Image result for sun showers
So far this month we have had (for us) unsettled weather.  Perhaps I ought to explain what that means in a Catalan context.  It does not mean that we have had days of rain, no indeed, but we have not had days of unbroken sunshine.  And it is those days of unbroken sunshine that are the daily currency of my life in this country.  We have had sun-showers and overcast days.  I have returned to the typewriter (well, computer) to escape one such ‘sun-shower’ that lasted approximately twelve seconds and had about thirty drops of rain.  The sun is now back out again.  But the fact that we have had sun-showers at all is something that is not part of my expectations at this time in the year.

I have just been speaking to my cousin in South Wales and she told me that while it wasn’t cold, it was wet - and I don’t think that she was referring to thirty drops of rain!  So, I shouldn’t complain.  But I do.  And will.

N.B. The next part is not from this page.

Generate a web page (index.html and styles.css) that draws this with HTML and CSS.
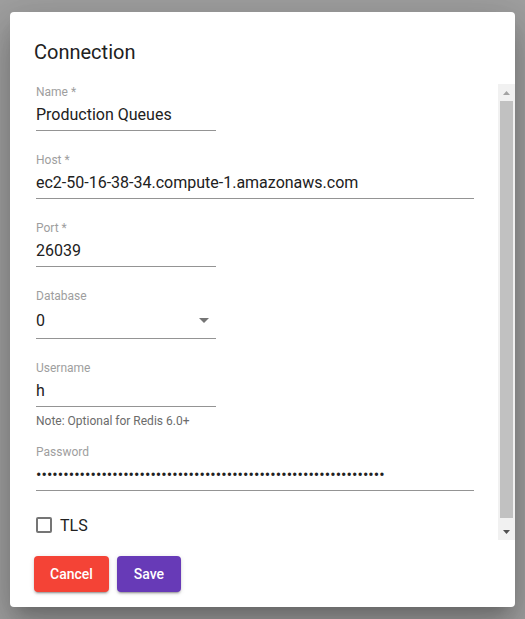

Image result for Il trovatore liceu
Tomorrow the final opera of the season: Il Trovatore - something to hum along to and for which I do not need to do any listening homework!  Next season promises to be more taxing, though I like the idea of adding new operas to my Liceu experience.  This production is one that uses Goya and inspiration from his etchings of The Horrors of War in some ways, so seeing how this interesting take is integrated with the music and action will be something to look out for.  After all, as with so many operas, the actual story line is not entirely, or even slightly convincing!  The final twist of the that-corpse-was-your-long-lost-brother is something only Dickens could get away with.  But I speak as a reader who cried real tears while reading the pathetic death of the little road sweeper in Bleak House, even as I realized how emotionally manipulated by the author I was being!  In Il Trovatore, the music makes even the crassest piece of action resonate!


Image result for visit to the dentist
And the day after this high point of culture, a delayed visit to the dentist.   

Never let it be said that I was afraid of a sensational life!